━━━ RECORDED DATA ━━━

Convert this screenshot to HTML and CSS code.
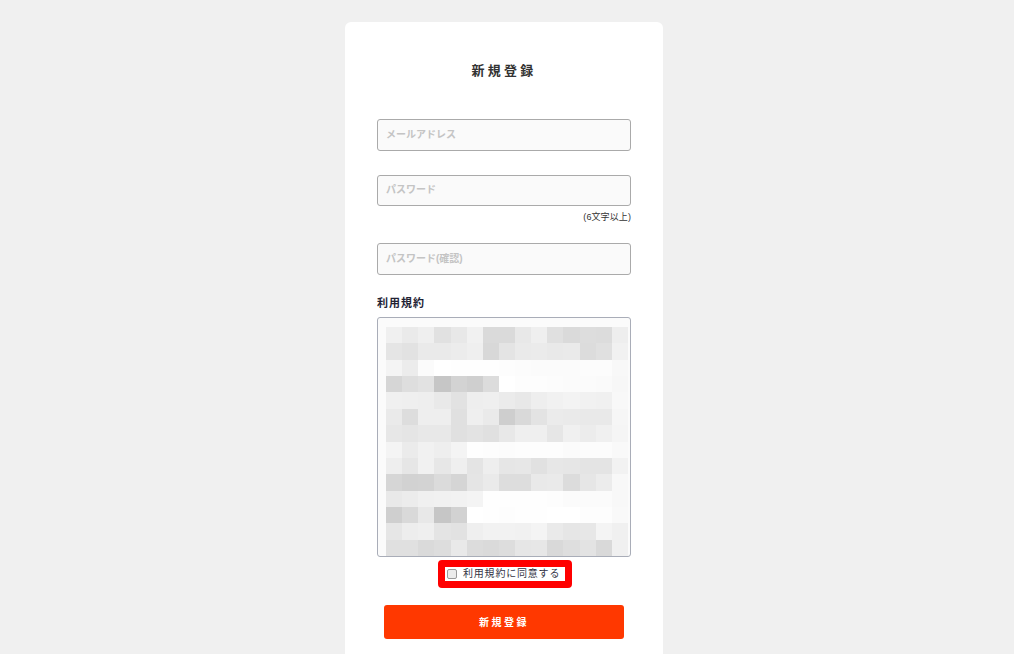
FILE: index.html
```html
<!DOCTYPE html>
<html lang="ja">
<head>
<meta charset="UTF-8">
<title>新規登録</title>
<link rel="stylesheet" href="styles.css">
</head>
<body>
<div class="card">
  <h1 class="title">新規登録</h1>
  <form class="form">
    <div class="field">
      <input class="text-input" type="text" placeholder="メールアドレス">
    </div>
    <div class="field field-password">
      <input class="text-input text-input-short" type="password" placeholder="パスワード">
      <p class="note">(6文字以上)</p>
    </div>
    <div class="field field-confirm">
      <input class="text-input" type="password" placeholder="パスワード(確認)">
    </div>
    <p class="terms-label">利用規約</p>
    <div class="terms-box">
      <div class="mosaic" id="mosaic"></div>
    </div>
    <div class="agree-row">
      <label class="agree">
        <input class="agree-check" type="checkbox">
        <span class="agree-text">利用規約に同意する</span>
      </label>
    </div>
    <button class="submit" type="button">新規登録</button>
  </form>
</div>
<script src="script.js"></script>
</body>
</html>
```

FILE: styles.css
```css
html, body {
  margin: 0;
  height: 654px;
  overflow: hidden;
}
body {
  box-sizing: border-box;
  padding-right: 6px;
  background-color: #f0f0f0;
  font-family: "Liberation Sans", "Noto Sans CJK JP", sans-serif;
  color: #333;
}
.card {
  box-sizing: border-box;
  width: 318px;
  height: 700px;
  margin: 22px auto 0;
  padding: 0 32px;
  background-color: #fff;
  border-radius: 6px;
}
.title {
  margin: 0;
  padding-top: 39px;
  height: 58px;
  line-height: 20px;
  font-size: 13px;
  font-weight: bold;
  letter-spacing: 3.2px;
  text-align: center;
}
.field {
  margin-bottom: 24px;
}
.field-password {
  margin-bottom: 20px;
}
.field-confirm {
  margin-bottom: 19px;
}
.text-input {
  display: block;
  box-sizing: border-box;
  width: 254px;
  height: 32px;
  padding: 0 0 2px 8px;
  background-color: #fafafa;
  border: 1px solid #aaa;
  border-radius: 3px;
  font-family: inherit;
  font-size: 10px;
  font-weight: bold;
  outline: none;
}
.text-input-short {
  height: 31px;
}
.text-input::placeholder {
  color: #c4c4c4;
}
.note {
  margin: 5px 0 0;
  line-height: 12px;
  font-size: 9px;
  letter-spacing: 0.1px;
  text-align: right;
}
.terms-label {
  margin: 0 0 5px;
  line-height: 18px;
  font-size: 11px;
  font-weight: bold;
  letter-spacing: 1px;
  color: #223;
}
.terms-box {
  box-sizing: border-box;
  width: 254px;
  height: 240px;
  padding: 9px 2px 0 8px;
  background-color: #fbfbfb;
  border: 1px solid #a9adb8;
  border-radius: 3px;
  overflow: hidden;
}
.mosaic {
  display: grid;
  grid-template-columns: repeat(15, 1fr);
  grid-template-rows: repeat(14, 1fr);
  width: 242px;
  height: 229px;
}
.agree-row {
  display: flex;
  justify-content: center;
  margin-top: 3px;
  padding-left: 2px;
}
.agree {
  display: flex;
  align-items: center;
  gap: 6px;
  box-sizing: border-box;
  width: 134px;
  height: 28px;
  padding-left: 2px;
  background-color: #fff;
  border: 7px solid #f00;
  border-radius: 4px;
  font-size: 10px;
  letter-spacing: 0.8px;
  white-space: nowrap;
  color: #334;
}
.agree-text {
  padding-bottom: 3px;
}
.agree-check {
  appearance: none;
  box-sizing: border-box;
  width: 10px;
  height: 10px;
  margin: 0;
  flex: none;
  background-color: #ececec;
  border: 1px solid #9a9a9a;
  border-radius: 2px;
}
.submit {
  display: block;
  width: 240px;
  height: 34px;
  margin: 17px auto 0;
  padding: 0 0 2px;
  background-color: #ff3800;
  border: 0;
  border-radius: 3px;
  font-family: inherit;
  font-size: 10px;
  font-weight: bold;
  letter-spacing: 2.5px;
  color: #fff;
}
```

FILE: script.js
```js
// グレーの値を行ごとに並べたモザイク
var rows = [
  "f0 ea ef e1 e8 f1 da da e8 ef e0 da dd dc ee",
  "e5 e2 ea ea ec ef d8 e4 ea eb e9 ea dc e0 f1",
  "f4 ec fb ff fe fe fe fd fc fb fb fb fc fc f8",
  "d6 de e2 c6 d3 cf dc ff fd fd fc fb fb fa f7",
  "f0 ef ee e9 e2 ee ef eb e8 ee f1 f3 f1 f0 f8",
  "ea dd ee ee e0 ef ea ce d9 e3 eb ea e9 e9 f6",
  "e7 e5 e8 e8 e0 e3 e0 e8 ef ef e6 f0 ec f0 f5",
  "f4 eb f1 ee f4 fe fd fc fd fd fd fb fc fc f9",
  "ee e6 f1 e7 ef e4 ee e6 e7 e1 e7 e6 e4 e4 f2",
  "d6 d2 d3 db d5 e5 ea dd dd e9 ea dc e6 ec f8",
  "e9 ec f0 f1 f2 f4 fe fe fe fe fd fb fb fb f8",
  "cf d9 e8 c6 d2 ff fe fd fe fe ff ff fd fd f9",
  "e6 ed ef e4 e2 ef f2 f2 f1 f4 ea e6 e7 f4 f0",
  "e0 e0 da dd e9 dc da dd e6 e7 d9 de e3 d9 f0"
];

var mosaic = document.getElementById("mosaic");
for (var i = 0; i < rows.length; i++) {
  var cells = rows[i].split(" ");
  for (var j = 0; j < cells.length; j++) {
    var cell = document.createElement("span");
    cell.style.backgroundColor = "#" + cells[j] + cells[j] + cells[j];
    mosaic.appendChild(cell);
  }
}
```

━━━

[INSTRUCTION]: Go through the listing above and write it all out exactly, leaving out any picture.

[REPLY TO THE EXERCISE]:
Convert this screenshot to HTML and CSS code.
FILE: index.html
```html
<!DOCTYPE html>
<html lang="ja">
<head>
<meta charset="UTF-8">
<title>新規登録</title>
<link rel="stylesheet" href="styles.css">
</head>
<body>
<div class="card">
  <h1 class="title">新規登録</h1>
  <form class="form">
    <div class="field">
      <input class="text-input" type="text" placeholder="メールアドレス">
    </div>
    <div class="field field-password">
      <input class="text-input text-input-short" type="password" placeholder="パスワード">
      <p class="note">(6文字以上)</p>
    </div>
    <div class="field field-confirm">
      <input class="text-input" type="password" placeholder="パスワード(確認)">
    </div>
    <p class="terms-label">利用規約</p>
    <div class="terms-box">
      <div class="mosaic" id="mosaic"></div>
    </div>
    <div class="agree-row">
      <label class="agree">
        <input class="agree-check" type="checkbox">
        <span class="agree-text">利用規約に同意する</span>
      </label>
    </div>
    <button class="submit" type="button">新規登録</button>
  </form>
</div>
<script src="script.js"></script>
</body>
</html>
```

FILE: styles.css
```css
html, body {
  margin: 0;
  height: 654px;
  overflow: hidden;
}
body {
  box-sizing: border-box;
  padding-right: 6px;
  background-color: #f0f0f0;
  font-family: "Liberation Sans", "Noto Sans CJK JP", sans-serif;
  color: #333;
}
.card {
  box-sizing: border-box;
  width: 318px;
  height: 700px;
  margin: 22px auto 0;
  padding: 0 32px;
  background-color: #fff;
  border-radius: 6px;
}
.title {
  margin: 0;
  padding-top: 39px;
  height: 58px;
  line-height: 20px;
  font-size: 13px;
  font-weight: bold;
  letter-spacing: 3.2px;
  text-align: center;
}
.field {
  margin-bottom: 24px;
}
.field-password {
  margin-bottom: 20px;
}
.field-confirm {
  margin-bottom: 19px;
}
.text-input {
  display: block;
  box-sizing: border-box;
  width: 254px;
  height: 32px;
  padding: 0 0 2px 8px;
  background-color: #fafafa;
  border: 1px solid #aaa;
  border-radius: 3px;
  font-family: inherit;
  font-size: 10px;
  font-weight: bold;
  outline: none;
}
.text-input-short {
  height: 31px;
}
.text-input::placeholder {
  color: #c4c4c4;
}
.note {
  margin: 5px 0 0;
  line-height: 12px;
  font-size: 9px;
  letter-spacing: 0.1px;
  text-align: right;
}
.terms-label {
  margin: 0 0 5px;
  line-height: 18px;
  font-size: 11px;
  font-weight: bold;
  letter-spacing: 1px;
  color: #223;
}
.terms-box {
  box-sizing: border-box;
  width: 254px;
  height: 240px;
  padding: 9px 2px 0 8px;
  background-color: #fbfbfb;
  border: 1px solid #a9adb8;
  border-radius: 3px;
  overflow: hidden;
}
.mosaic {
  display: grid;
  grid-template-columns: repeat(15, 1fr);
  grid-template-rows: repeat(14, 1fr);
  width: 242px;
  height: 229px;
}
.agree-row {
  display: flex;
  justify-content: center;
  margin-top: 3px;
  padding-left: 2px;
}
.agree {
  display: flex;
  align-items: center;
  gap: 6px;
  box-sizing: border-box;
  width: 134px;
  height: 28px;
  padding-left: 2px;
  background-color: #fff;
  border: 7px solid #f00;
  border-radius: 4px;
  font-size: 10px;
  letter-spacing: 0.8px;
  white-space: nowrap;
  color: #334;
}
.agree-text {
  padding-bottom: 3px;
}
.agree-check {
  appearance: none;
  box-sizing: border-box;
  width: 10px;
  height: 10px;
  margin: 0;
  flex: none;
  background-color: #ececec;
  border: 1px solid #9a9a9a;
  border-radius: 2px;
}
.submit {
  display: block;
  width: 240px;
  height: 34px;
  margin: 17px auto 0;
  padding: 0 0 2px;
  background-color: #ff3800;
  border: 0;
  border-radius: 3px;
  font-family: inherit;
  font-size: 10px;
  font-weight: bold;
  letter-spacing: 2.5px;
  color: #fff;
}
```

FILE: script.js
```js
// グレーの値を行ごとに並べたモザイク
var rows = [
  "f0 ea ef e1 e8 f1 da da e8 ef e0 da dd dc ee",
  "e5 e2 ea ea ec ef d8 e4 ea eb e9 ea dc e0 f1",
  "f4 ec fb ff fe fe fe fd fc fb fb fb fc fc f8",
  "d6 de e2 c6 d3 cf dc ff fd fd fc fb fb fa f7",
  "f0 ef ee e9 e2 ee ef eb e8 ee f1 f3 f1 f0 f8",
  "ea dd ee ee e0 ef ea ce d9 e3 eb ea e9 e9 f6",
  "e7 e5 e8 e8 e0 e3 e0 e8 ef ef e6 f0 ec f0 f5",
  "f4 eb f1 ee f4 fe fd fc fd fd fd fb fc fc f9",
  "ee e6 f1 e7 ef e4 ee e6 e7 e1 e7 e6 e4 e4 f2",
  "d6 d2 d3 db d5 e5 ea dd dd e9 ea dc e6 ec f8",
  "e9 ec f0 f1 f2 f4 fe fe fe fe fd fb fb fb f8",
  "cf d9 e8 c6 d2 ff fe fd fe fe ff ff fd fd f9",
  "e6 ed ef e4 e2 ef f2 f2 f1 f4 ea e6 e7 f4 f0",
  "e0 e0 da dd e9 dc da dd e6 e7 d9 de e3 d9 f0"
];

var mosaic = document.getElementById("mosaic");
for (var i = 0; i < rows.length; i++) {
  var cells = rows[i].split(" ");
  for (var j = 0; j < cells.length; j++) {
    var cell = document.createElement("span");
    cell.style.backgroundColor = "#" + cells[j] + cells[j] + cells[j];
    mosaic.appendChild(cell);
  }
}
```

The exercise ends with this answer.